If you have been within a 10 mile radius of me over the past three months you will know the anxiety, stress, excitement, etc. I have had about the day our first-born daughter turns sixteen. To say the least it has been quite the emotional roller coaster in the Turner house and God bless my sweet husband for attempting to keep me sane and constantly reminding me that it is all going to be OK. I’m just not ready for this. It’s all happening way to fast and I only see things accelerating. In 2.5 years she’ll be in college. I was just in college wasn’t I?

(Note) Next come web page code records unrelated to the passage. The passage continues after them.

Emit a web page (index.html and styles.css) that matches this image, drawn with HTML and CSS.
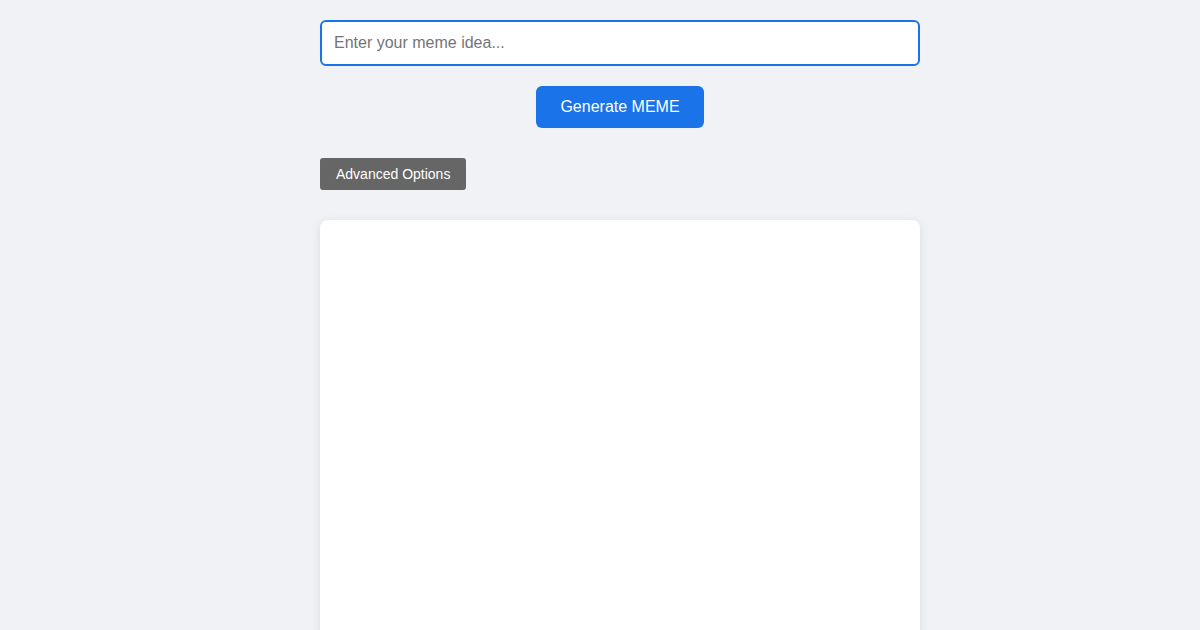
FILE: index.html
```html
<!DOCTYPE html>
<html lang="en">
<head>
<meta charset="utf-8">
<title>Meme Generator</title>
<link rel="stylesheet" href="styles.css">
</head>
<body>
<main class="container">
  <input class="idea-input" type="text" placeholder="Enter your meme idea...">
  <div class="actions">
    <button class="generate-btn" type="button">Generate MEME</button>
  </div>
  <div class="advanced">
    <button class="advanced-btn" type="button">Advanced Options</button>
  </div>
  <section class="meme-card"></section>
</main>
</body>
</html>
```
FILE: styles.css
```css
* { box-sizing: border-box; }
html, body { margin: 0; padding: 0; }
body {
  background: #f0f2f5;
  font-family: "Liberation Sans", Arial, sans-serif;
  padding: 20px 0 20px 40px;
}
.container {
  max-width: 600px;
  margin: 0 auto;
  display: flex;
  flex-direction: column;
}
.idea-input {
  width: 100%;
  height: 46px;
  padding: 0 12px;
  font-family: "Liberation Sans", Arial, sans-serif;
  font-size: 16px;
  color: #333;
  border: 2px solid #1a73e8;
  border-radius: 6px;
  background: #fff;
  outline: none;
}
.idea-input::placeholder { color: #757575; }
.actions {
  display: flex;
  justify-content: center;
  margin-top: 20px;
}
.generate-btn {
  height: 42px;
  padding: 0 24px;
  background: #1a73e8;
  color: #fff;
  border: none;
  border-radius: 6px;
  font-family: "Liberation Sans", Arial, sans-serif;
  font-size: 16px;
  cursor: pointer;
}
.advanced {
  display: flex;
  margin-top: 30px;
}
.advanced-btn {
  height: 32px;
  padding: 0 16px;
  background: #666;
  color: #fff;
  border: none;
  border-radius: 3px;
  font-family: "Liberation Sans", Arial, sans-serif;
  font-size: 14px;
  cursor: pointer;
}
.meme-card {
  margin-top: 30px;
  height: 600px;
  background: #fff;
  border-radius: 8px;
  box-shadow: 0 2px 10px rgba(0, 0, 0, 0.1);
}
```
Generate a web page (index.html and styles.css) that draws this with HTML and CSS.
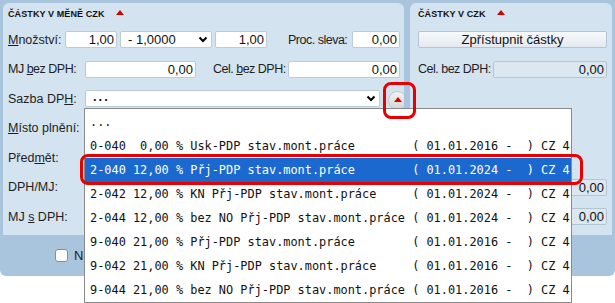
FILE: index.html
```html
<!DOCTYPE html>
<html lang="cs">
<head>
    <meta charset="UTF-8">
    <title>Částky</title>
    <link rel="stylesheet" href="styles.css">
</head>
<body>

<div class="frame">
    <div class="panels">
        <section class="panel panel-main">
            <div class="panel-head"><span class="tab">ČÁSTKY V MĚNĚ CZK</span><span class="tri"></span></div>
            <div class="row">
                <label class="lbl w57"><u>M</u>nožství:</label>
                <input class="w52" type="text" value="1,00">
                <div class="select w92 ml3"><span>- 1,0000</span><svg width="10" height="7" viewBox="0 0 10 7"><polyline points="1.5,1.5 5,5 8.5,1.5" fill="none" stroke="#000" stroke-width="2"/></svg></div>
                <input class="w52 ml3" type="text" value="1,00">
                <label class="lbl tight w64 ml21">Proc. sleva:</label>
                <input class="w48" type="text" value="0,00">
            </div>
            <div class="row">
                <label class="lbl tight w77">MJ <u>b</u>ez DPH:</label>
                <input class="w111" type="text" value="0,00">
                <label class="lbl tight w75 ml17">Cel. <u>b</u>ez DPH:</label>
                <input class="w112" type="text" value="0,00">
            </div>
            <div class="row">
                <label class="lbl w77">Sazba DP<u>H</u>:</label>
                <div class="select w295"><span class="dots">...</span><svg width="10" height="7" viewBox="0 0 10 7"><polyline points="1.5,1.5 5,5 8.5,1.5" fill="none" stroke="#000" stroke-width="2"/></svg></div>
                <button class="round-btn"><span class="tri"></span></button>
            </div>
            <div class="row"><label class="lbl w77"><u>M</u>ísto plnění:</label></div>
            <div class="row"><label class="lbl w77">Před<u>m</u>ět:</label></div>
            <div class="row"><label class="lbl w77">DPH/MJ:</label></div>
            <div class="row"><label class="lbl w77">MJ <u>s</u> DPH:</label></div>
        </section>

        <section class="panel panel-czk">
            <div class="panel-head"><span class="tab">ČÁSTKY V CZK</span><span class="tri"></span></div>
            <div class="row"><button class="wide-btn">Zpřístupnit částky</button></div>
            <div class="row">
                <label class="lbl tight w75">Cel. bez DPH:</label>
                <input class="w114 off" type="text" value="0,00" readonly>
            </div>
            <div class="row"></div>
            <div class="row"></div>
            <div class="row"></div>
            <div class="row">
                <span class="w75"></span>
                <input class="w114 off" type="text" value="0,00" readonly>
            </div>
            <div class="row">
                <span class="w75"></span>
                <input class="w114 off" type="text" value="0,00" readonly>
            </div>
        </section>
    </div>

    <div class="foot">
        <span class="check"></span><span class="check-text">Ne</span>
    </div>

    <!-- rozbalený seznam sazeb DPH -->
    <ul class="vat-list">
        <li>...</li>
        <li>0-040  0,00 % Usk-PDP stav.mont.práce        ( 01.01.2016 -  ) CZ 4</li>
        <li class="active">2-040 12,00 % Přj-PDP stav.mont.práce        ( 01.01.2024 -  ) CZ 4</li>
        <li>2-042 12,00 % KN Přj-PDP stav.mont.práce     ( 01.01.2024 -  ) CZ 4</li>
        <li>2-044 12,00 % bez NO Přj-PDP stav.mont.práce ( 01.01.2024 -  ) CZ 4</li>
        <li>9-040 21,00 % Přj-PDP stav.mont.práce        ( 01.01.2016 -  ) CZ 4</li>
        <li>9-042 21,00 % KN Přj-PDP stav.mont.práce     ( 01.01.2016 -  ) CZ 4</li>
        <li>9-044 21,00 % bez NO Přj-PDP stav.mont.práce ( 01.01.2016 -  ) CZ 4</li>
    </ul>

    <div class="mark mark-row"></div>
    <div class="mark mark-btn"></div>
</div>

</body>
</html>
```

FILE: styles.css
```css
html, body {
    height: 303px;
}
body {
    margin: 0;
    background-color: white;
    font-family: "Liberation Sans", Arial, sans-serif;
    font-size: 13px;
    color: #1e1e1e;
    overflow: hidden;
}
.frame {
    position: relative;
    width: 615px;
    height: 276px;
    box-sizing: border-box;
    padding: 3px 3px 0;
    background-color: #a9c5de;
    border-radius: 0 0 6px 6px;
}
.panels {
    display: flex;
    gap: 6px;
}
.panel {
    height: 232px;
    background-color: #d4e3f0;
    border-radius: 6px 6px 0 0;
    overflow: hidden;
}
.panel-main {
    width: 401px;
    padding-left: 5px;
    box-sizing: border-box;
}
.panel-czk {
    width: 202px;
    padding-left: 8px;
    box-sizing: border-box;
}
.panel-head {
    height: 22px;
    display: flex;
    align-items: center;
}
.tab {
    font-size: 9px;
    font-weight: bold;
    color: #111;
    letter-spacing: 0.1px;
}
.tri {
    display: inline-block;
    width: 0;
    height: 0;
    border-left: 4px solid transparent;
    border-right: 4px solid transparent;
    border-bottom: 5px solid #d40000;
    margin-left: 11px;
    margin-bottom: 3px;
}
.row {
    display: flex;
    align-items: center;
    height: 29.5px;
}
.lbl {
    flex: none;
    white-space: nowrap;
    font-size: 12.5px;
}
.tight {
    letter-spacing: -0.5px;
}

/* widths and gaps of the form fields */
.w48 { width: 48px; }
.w52 { width: 52px; }
.w57 { width: 57px; }
.w64 { width: 64px; }
.w75 { width: 75px; flex: none; }
.w77 { width: 77px; }
.w92 { width: 92px; }
.w111 { width: 111px; }
.w112 { width: 112px; }
.w114 { width: 114px; }
.w295 { width: 295px; }
.ml3 { margin-left: 3px; }
.ml17 { margin-left: 17px; }
.ml21 { margin-left: 21px; }

input {
    flex: none;
    height: 17px;
    box-sizing: border-box;
    border: 1px solid #bccbd8;
    border-radius: 2px;
    padding: 0 2px;
    margin: 0;
    background-color: white;
    font-family: "Liberation Sans", Arial, sans-serif;
    font-size: 13px;
    color: #111;
    text-align: right;
}
input.off {
    background-color: #dce7f0;
    border-color: #b3c4d3;
}
.select {
    flex: none;
    display: flex;
    align-items: center;
    justify-content: space-between;
    height: 17px;
    box-sizing: border-box;
    border: 1px solid #bccbd8;
    border-radius: 2px;
    padding: 0 3px 0 7px;
    background-color: white;
    color: #111;
}
.dots {
    letter-spacing: 2px;
    font-weight: bold;
    margin-top: -4px;
}
.round-btn {
    flex: none;
    width: 19px;
    height: 19px;
    margin: 4px 0 0 8px;
    padding: 0;
    border: 1px solid #c6c6c6;
    border-radius: 50%;
    background: linear-gradient(#f3f3f3, #d5d5d5);
    display: flex;
    align-items: center;
    justify-content: center;
}
.round-btn .tri {
    margin: 0 0 2px 0;
}
.wide-btn {
    width: 189px;
    height: 17px;
    padding: 0;
    border: 1px solid #b5c4d2;
    border-radius: 2px;
    background: linear-gradient(#f7f9fb, #e3e9ef);
    font-family: "Liberation Sans", Arial, sans-serif;
    font-size: 13px;
    color: #111;
}
.foot {
    height: 41px;
    display: flex;
    align-items: center;
    padding-left: 52px;
}
.check {
    width: 11px;
    height: 11px;
    border: 1px solid #8c8c8c;
    border-radius: 3px;
    background-color: white;
}
.check-text {
    margin-left: 6px;
}
.vat-list {
    position: absolute;
    left: 84px;
    top: 108px;
    width: 488px;
    height: 195px;
    box-sizing: border-box;
    margin: 0;
    padding: 1px 0 0;
    list-style: none;
    background-color: white;
    border: 1px solid #8a8a8a;
    overflow: hidden;
    font-family: "DejaVu Sans Mono", "Liberation Mono", monospace;
    font-size: 11.9px;
    color: #111;
}
.vat-list li {
    height: 24px;
    line-height: 24px;
    padding-left: 5px;
    white-space: pre;
}
.vat-list li.active {
    background-color: #1b68cf;
    color: white;
}
.mark {
    position: absolute;
    border: 3px solid #e60000;
    border-radius: 8px;
    box-sizing: border-box;
}
.mark-row {
    left: 80px;
    top: 154px;
    width: 503px;
    height: 31px;
}
.mark-btn {
    left: 383px;
    top: 82px;
    width: 33px;
    height: 37px;
}
```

So, with all of this stress and anxiety of the babies growing up I’ve turned to God…a lot. The down on my knees begging for help turning to God. I have always felt pretty comfortable in my faith, however I still struggle with trying to handle everything myself as opposed to turning to God. The whole “Jesus Take the Wheel” concept and I don’t always see eye to eye unfortunately. I have definitely found myself on somewhat of a different path lately, clinging to a variety of daily devotional books, my Bible, and Book of Common Prayer (BCP for you fellow Episcopalians) like they are security blankets. Each day hoping the devotional/prayer will bring me some golden nugget of how to survive this ride. There have been days where I even bring my “security blankets” to work just to sit in a chair in my office. Spiritual osmosis you might say.
The day after our little girl passed her driving test she was to take her and her sister to school 20+ miles away from home. You see, the driving has been the worst. I can handle dating, eye rolling, and even the talk of what colleges she wants to look at… but the driving-no, I was not going to go willingly into this one. But here I was looking at it head on without even my first cup of coffee and there was nothing I could do about it. Except the following…
There I was in my flannel Santa lounge pants (in October because they are just that well-worn), my faded “living on island time” t-shirt (which is ironic in itself because to know me, you know that I’m never laid back enough to be on “island time”), and my big fluffy “mom robe” in the driveway. I circled the car and then I went and laid hands on it as if I was an ordained priest. I prayed to God to keep my oldest baby and my second oldest baby safe and to please just carry that car in His hands all the way to school. Then I asked Lula (the car) to please take care of my babies. I know He heard me and I hope she did. I went back in, it was almost time for them to go.
“Go get your dad up and tell him you are leaving,” I said.
I think at this point I may go throw up but I keep it together. She is so excited and so happy. She has reached a new milestone and as much as I want her to turn and beg me to just keep being her chauffeur I know that this will not happened. It is the first of many moments as a mom where I will have to stand still, keep my mouth shut and watch her move a little further away from needing me. If you haven’t had one of these moments yet I’m not going to lie, it really bites and yet it’s amazing all at the same time. It’s all very confusing. A friend reminded me the other day that we are raising them to leave us. (Like a knife to the heart-ugh.) As much as this mom doesn’t want to believe that at this particular moment on the “mom journey”-my friend is right. Driving is one of the many steps in this direction.
She grabs her keys with her black fuzz ball key chain and they head out the door. We both hugged them longer than usual before they get in the car, the driver and her co-pilot. “Put your seat belts on, do not even think about touching your phone, please watch out for other the other cars on the road, and please pray before you leave, ” I plead and they comply. They pull out of the driveway and it’s still a little dark outside. We watched the headlights fade into the trees and I am crying- the not able to catch your breath crying. How will I do this every morning?
It’s been over a week now and each day is a little easier. We are all easing into this new phase in life. In general, with raising kids, every day brings new big ideas and new questions needing answers (some easier to answer than others). I’m learning that having control over every aspect of my life and theirs is clearly impossible. This is the hardest lesson of all, but I get it God. I understand now what You have been trying to tell me all along. Maybe my friend was more right than I thought. I’ve been given these three gifts and it’s my job to love them, care for them, and eventually send them out into the world to do good things. We are raising them to leave us. When you are in the throes of raising kids whether they are babies up with night feedings, hauling toddlers to play groups, or running them to and from various activities – time seems to move so slow it’s almost going backwards. You get tired, you might start complaining, and you think this phase will never end. Then one day it does end and you are on to the next phase. It happens so fast at first you may not have even noticed. So now as part of the daily devotional/search for golden nugget I am asking God not only to keep my daughter safe in this new phase of taking on the roads, but to help me appreciate every day-even the hard ones when I’m crying in the driveway.